BEGIN INPUT MATERIAL
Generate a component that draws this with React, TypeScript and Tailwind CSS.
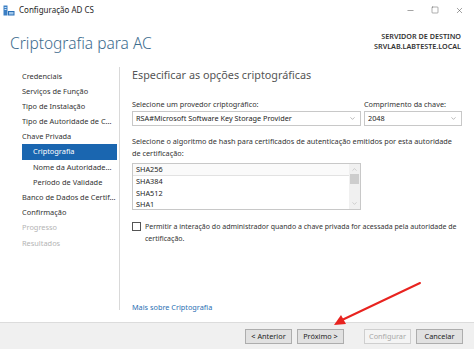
import { ChevronDown, ChevronUp, Minus, Square, X } from 'lucide-react'

const font = { fontFamily: '"Noto Sans", "Open Sans", sans-serif' }

const steps = [
  { label: 'Credenciais', indent: false },
  { label: 'Serviços de Função', indent: false },
  { label: 'Tipo de Instalação', indent: false },
  { label: 'Tipo de Autoridade de C...', indent: false },
  { label: 'Chave Privada', indent: false },
  { label: 'Criptografia', indent: true, active: true },
  { label: 'Nome da Autoridade...', indent: true },
  { label: 'Período de Validade', indent: true },
  { label: 'Banco de Dados de Certif...', indent: false },
  { label: 'Confirmação', indent: false },
  { label: 'Progresso', indent: false, disabled: true },
  { label: 'Resultados', indent: false, disabled: true },
]

function AppIcon() {
  return (
    <svg width="12" height="11" viewBox="0 0 12 11">
      <rect x="0.5" y="0.5" width="4" height="10" fill="#3b7fc4" />
      <rect x="1.5" y="2" width="2" height="1" fill="#cfe3f6" />
      <rect x="1.5" y="4" width="2" height="1" fill="#cfe3f6" />
      <rect x="5" y="6" width="6.5" height="4.5" fill="#2a6fb5" />
      <rect x="6" y="7" width="4.5" height="2.5" fill="#9fc6ea" />
    </svg>
  )
}

function Combo({ value, className }: { value: string; className: string }) {
  return (
    <div className={`flex h-[15px] items-center border border-[#c8c8c8] bg-white pl-[3px] pr-[4px] ${className}`}>
      <span className="flex-1 truncate text-[7.3px] text-[#1e1e1e]">{value}</span>
      <ChevronDown size={7} strokeWidth={2} className="text-[#8a8a8a]" />
    </div>
  )
}

function Button({ label, disabled }: { label: string; disabled?: boolean }) {
  return (
    <div
      className={`flex h-[15px] w-[47px] items-center justify-center border text-[7.3px] ${
        disabled ? 'border-[#cfcfcf] bg-[#f4f4f4] text-[#a8a8a8]' : 'border-[#adadad] bg-[#e1e1e1] text-[#1e1e1e]'
      }`}
    >
      {label}
    </div>
  )
}

export default function App() {
  return (
    <div className="relative flex h-[349px] w-[474px] flex-col overflow-hidden bg-white" style={font}>
      {/* Title bar */}
      <div className="flex h-[20px] shrink-0 items-center pl-[3px]">
        <AppIcon />
        <span className="ml-[4px] text-[8px] text-[#1e1e1e]">Configuração AD CS</span>
        <div className="ml-auto flex items-center gap-[16px] pr-[10px] text-[#333]">
          <Minus size={9} strokeWidth={1.2} />
          <Square size={8} strokeWidth={1.2} />
          <X size={9} strokeWidth={1.2} />
        </div>
      </div>

      {/* Header */}
      <div className="flex h-[47px] shrink-0 items-start justify-between px-[10px]">
        <div className="mt-[16px] text-[15.5px] font-light leading-none text-[#3d6c8e]">Criptografia para AC</div>
        <div className="mt-[12px] pr-[3px] text-right text-[7.2px] font-semibold leading-[9.5px] text-[#333]">
          <div>SERVIDOR DE DESTINO</div>
          <div>SRVLAB.LABTESTE.LOCAL</div>
        </div>
      </div>

      {/* Body */}
      <div className="flex min-h-0 flex-1">
        <div className="mb-[12px] w-[120px] shrink-0 border-r border-[#d9d9d9] pt-[1.5px]">
          {steps.map((s) => (
            <div
              key={s.label}
              className={`ml-[22px] mr-[2px] flex h-[15.2px] items-center truncate text-[7.4px] ${
                s.indent ? 'pl-[11px]' : ''
              } ${s.active ? 'bg-[#1a66b0] text-white' : s.disabled ? 'text-[#b4b4b4]' : 'text-[#333]'}`}
            >
              {s.label}
            </div>
          ))}
        </div>

        <div className="flex flex-1 flex-col pl-[12px] pr-[12px] pt-[3px]">
          <div className="text-[10.8px] leading-none text-[#555]">Especificar as opções criptográficas</div>

          <div className="mt-[18px] flex gap-[3px]">
            <div className="w-[229px]">
              <div className="mb-[2px] text-[7.3px] leading-[10px] text-[#333]">Selecione um provedor criptográfico:</div>
              <Combo value="RSA#Microsoft Software Key Storage Provider" className="w-full" />
            </div>
            <div className="flex-1">
              <div className="mb-[2px] text-[7.3px] leading-[10px] text-[#333]">Comprimento da chave:</div>
              <Combo value="2048" className="w-full" />
            </div>
          </div>

          <div className="mt-[9px] text-[7.3px] leading-[12px] text-[#333]">
            Selecione o algoritmo de hash para certificados de autenticação emitidos por esta autoridade de certificação:
          </div>

          <div className="mt-[4px] flex h-[47px] w-[229px] overflow-hidden border border-[#c8c8c8] bg-white">
            <div className="flex-1 text-[7.3px] leading-[11.5px] text-[#1e1e1e]">
              <div className="border-b border-[#e2e2e2] bg-[#fafafa] pl-[3px]">SHA256</div>
              <div className="pl-[3px]">SHA384</div>
              <div className="pl-[3px]">SHA512</div>
              <div className="pl-[3px]">SHA1</div>
            </div>
            <div className="flex w-[11px] flex-col items-center bg-[#f0f0f0]">
              <ChevronUp size={7} strokeWidth={1.5} className="mt-[2px] text-[#a0a0a0]" />
              <div className="mt-[1px] h-[10px] w-[9px] bg-[#cdcdcd]" />
              <div className="flex-1" />
              <ChevronDown size={7} strokeWidth={1.5} className="mb-[2px] text-[#a0a0a0]" />
            </div>
          </div>

          <div className="mt-[11px] flex items-start gap-[4px]">
            <div className="mt-[1.5px] h-[9px] w-[9px] shrink-0 border border-[#555] bg-white" />
            <div className="text-[7px] leading-[12px] text-[#333]">
              Permitir a interação do administrador quando a chave privada for acessada pela autoridade de certificação.
            </div>
          </div>

          <div className="flex-1" />
          <div className="mb-[9px] text-[7.3px] text-[#2b6fb3]">Mais sobre Criptografia</div>
        </div>
      </div>

      {/* Footer */}
      <div className="flex h-[27px] shrink-0 items-center justify-end gap-[5px] border-t border-[#dcdcdc] bg-[#f0f0f0] pr-[11px]">
        <Button label="< Anterior" />
        <Button label="Próximo >" />
        <div className="w-[10px]" />
        <Button label="Configurar" disabled />
        <Button label="Cancelar" />
      </div>

      {/* Red arrow annotation */}
      <svg className="pointer-events-none absolute left-0 top-0" width="474" height="349" viewBox="0 0 474 349">
        <line x1="420" y1="283" x2="342" y2="320" stroke="#e8231f" strokeWidth="2" strokeLinecap="round" />
        <polygon points="334,325 341,315 346,324" fill="#e8231f" />
      </svg>
    </div>
  )
}
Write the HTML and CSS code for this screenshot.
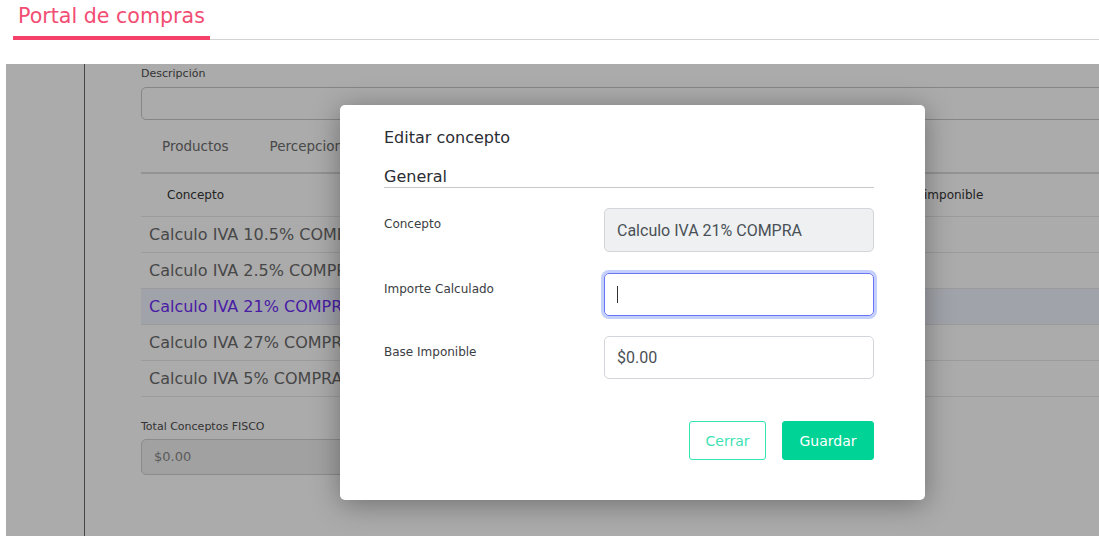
FILE: index.html
```html
<!DOCTYPE html>
<html lang="es">
<head>
<meta charset="utf-8">
<title>Portal de compras</title>
<link rel="stylesheet" href="styles.css">
</head>
<body>
<header class="topbar">
  <div class="tab-active">Portal de compras</div>
</header>
<div class="app">
  <aside class="sidebar"></aside>
  <main class="content">
    <label class="lbl">Descripción</label>
    <div class="desc-input"></div>
    <nav class="tabs">
      <span class="tab">Productos</span>
      <span class="tab">Percepciones</span>
      <span class="tab">Conceptos</span>
    </nav>
    <div class="table">
      <div class="thead">
        <div class="th">Concepto</div>
        <div class="th">Importe calculado</div>
        <div class="th">Base imponible</div>
      </div>
      <div class="tr"><div class="td">Calculo IVA 10.5% COMPRA</div><div class="td"></div><div class="td"></div></div>
      <div class="tr"><div class="td">Calculo IVA 2.5% COMPRA</div><div class="td"></div><div class="td"></div></div>
      <div class="tr selected"><div class="td">Calculo IVA 21% COMPRA</div><div class="td"></div><div class="td"></div></div>
      <div class="tr"><div class="td">Calculo IVA 27% COMPRA</div><div class="td"></div><div class="td"></div></div>
      <div class="tr"><div class="td">Calculo IVA 5% COMPRA</div><div class="td"></div><div class="td"></div></div>
    </div>
    <label class="lbl total-lbl">Total Conceptos FISCO</label>
    <div class="total-input">$0.00</div>
  </main>
  <div class="backdrop"></div>
  <section class="modal">
    <h2 class="modal-title">Editar concepto</h2>
    <h3 class="section-title">General</h3>
    <div class="form-row">
      <span class="form-label">Concepto</span>
      <div class="field disabled">Calculo IVA 21% COMPRA</div>
    </div>
    <div class="form-row">
      <span class="form-label">Importe Calculado</span>
      <div class="field focused"><span class="caret"></span></div>
    </div>
    <div class="form-row row-last">
      <span class="form-label">Base Imponible</span>
      <div class="field">$0.00</div>
    </div>
    <div class="actions">
      <button class="btn btn-outline">Cerrar</button>
      <button class="btn btn-primary">Guardar</button>
    </div>
  </section>
</div>
</body>
</html>
```

FILE: styles.css
```css
* { box-sizing: border-box; }

html, body {
  margin: 0;
  padding: 0;
  background: #ffffff;
  font-family: "DejaVu Sans", "Noto Sans", sans-serif;
  overflow: hidden;
  height: 536px;
}

.topbar {
  display: flex;
  margin-left: 13px;
  border-bottom: 1px solid #d3d3d3;
  height: 40px;
}

.tab-active {
  padding: 0 5px;
  height: 40px;
  line-height: 32px;
  border-bottom: 4px solid #f5416a;
  color: #f24d72;
  font-size: 20.6px;
  font-weight: 400;
}

.app {
  position: relative;
  margin: 24px 0 0 6px;
  height: 472px;
  display: flex;
  overflow: hidden;
}

.sidebar {
  width: 79px;
  flex: none;
  border-right: 1px solid #6a6a6a;
}

.content {
  flex: none;
  width: 1020px;
  padding-left: 56px;
  color: #6a6a6a;
}

.lbl {
  display: block;
  font-size: 11px;
  line-height: 18px;
  margin-top: 1px;
  color: #4d4d4d;
}

.desc-input {
  margin-top: 4px;
  height: 33px;
  border: 1px solid #c8c8c8;
  border-radius: 5px;
  background: #fff;
}

.tabs {
  display: flex;
  height: 52px;
  align-items: center;
  font-size: 13.5px;
  color: #6d6d6d;
}

.tab {
  padding: 0 20px 0 21px;
}

.table {
  border-top: 2px solid #dcdcdc;
}

.thead, .tr {
  display: grid;
  grid-template-columns: 360px 364px 1fr;
}

.thead {
  height: 43px;
  align-items: center;
  border-bottom: 1px solid #e8e8e8;
}

.th {
  padding-left: 26px;
  font-size: 12px;
  color: #333;
}

.tr {
  height: 36px;
  align-items: center;
  border-bottom: 1px solid #e8e8e8;
  font-size: 16px;
  color: #6b6b6b;
}

.td {
  padding-left: 8px;
  white-space: nowrap;
}

.tr.selected {
  background: #eff4fd;
  color: #6d2cf5;
}

.total-lbl {
  margin-top: 21px;
  font-size: 11px;
  color: #4d4d4d;
}

.total-input {
  margin-top: 3px;
  height: 36px;
  width: 600px;
  border: 1px solid #cfcfcf;
  border-radius: 5px;
  background: #f0f0f0;
  font-size: 13px;
  line-height: 34px;
  padding-left: 12px;
  color: #8a8a8a;
}

.backdrop {
  position: absolute;
  inset: 0;
  background: rgba(0, 0, 0, 0.33);
}

.modal {
  position: absolute;
  left: 334px;
  top: 41px;
  width: 585px;
  height: 395px;
  background: #fff;
  border-radius: 5px;
  box-shadow: 0 4px 28px rgba(0, 0, 0, 0.35);
  padding: 22px 51px 40px 44px;
  display: flex;
  flex-direction: column;
}

.modal-title {
  margin: 0;
  font-size: 16px;
  font-weight: 400;
  line-height: 22px;
  color: #2a2d33;
}

.section-title {
  margin: 18px 0 0;
  font-size: 16px;
  font-weight: 400;
  line-height: 20px;
  color: #2a2d33;
  border-bottom: 1px solid #c9c9c9;
}

.form-row {
  display: flex;
  margin-top: 20px;
}

.form-row + .form-row {
  margin-top: 21px;
}

.form-row.row-last {
  margin-top: 20px;
}

.form-label {
  width: 220px;
  flex: none;
  padding-top: 7px;
  font-size: 12px;
  line-height: 18px;
  color: #3a3d42;
}

.field {
  width: 270px;
  height: 43px;
  border: 1px solid #d2d5d9;
  border-radius: 5px;
  padding-left: 12px;
  font-family: Roboto, "Liberation Sans", sans-serif;
  font-size: 16px;
  line-height: 41px;
  color: #4a5056;
  display: flex;
  align-items: center;
}

.field.disabled {
  height: 44px;
  background: #eef0f2;
}

.field.focused {
  border-color: #6874f5;
  box-shadow: 0 0 0 3px #c4d0fb;
}

.caret {
  display: block;
  width: 1px;
  height: 17px;
  background: #333;
}

.actions {
  display: flex;
  justify-content: flex-end;
  gap: 16px;
  margin-top: 42px;
}

.btn {
  height: 39px;
  border-radius: 3px;
  font-family: "DejaVu Sans", "Noto Sans", sans-serif;
  font-size: 14px;
  padding: 0;
  cursor: pointer;
}

.btn-outline {
  width: 77px;
  background: #fff;
  border: 1px solid #33e5b1;
  color: #3fe3b3;
}

.btn-primary {
  width: 92px;
  background: #00d396;
  border: 1px solid #00d396;
  color: #ffffff;
}
```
END INPUT MATERIAL
JOB: Pull every line containing the word "this" out of the material and copy it.

ANSWER BELOW:
Generate a component that draws this with React, TypeScript and Tailwind CSS.
Write the HTML and CSS code for this screenshot.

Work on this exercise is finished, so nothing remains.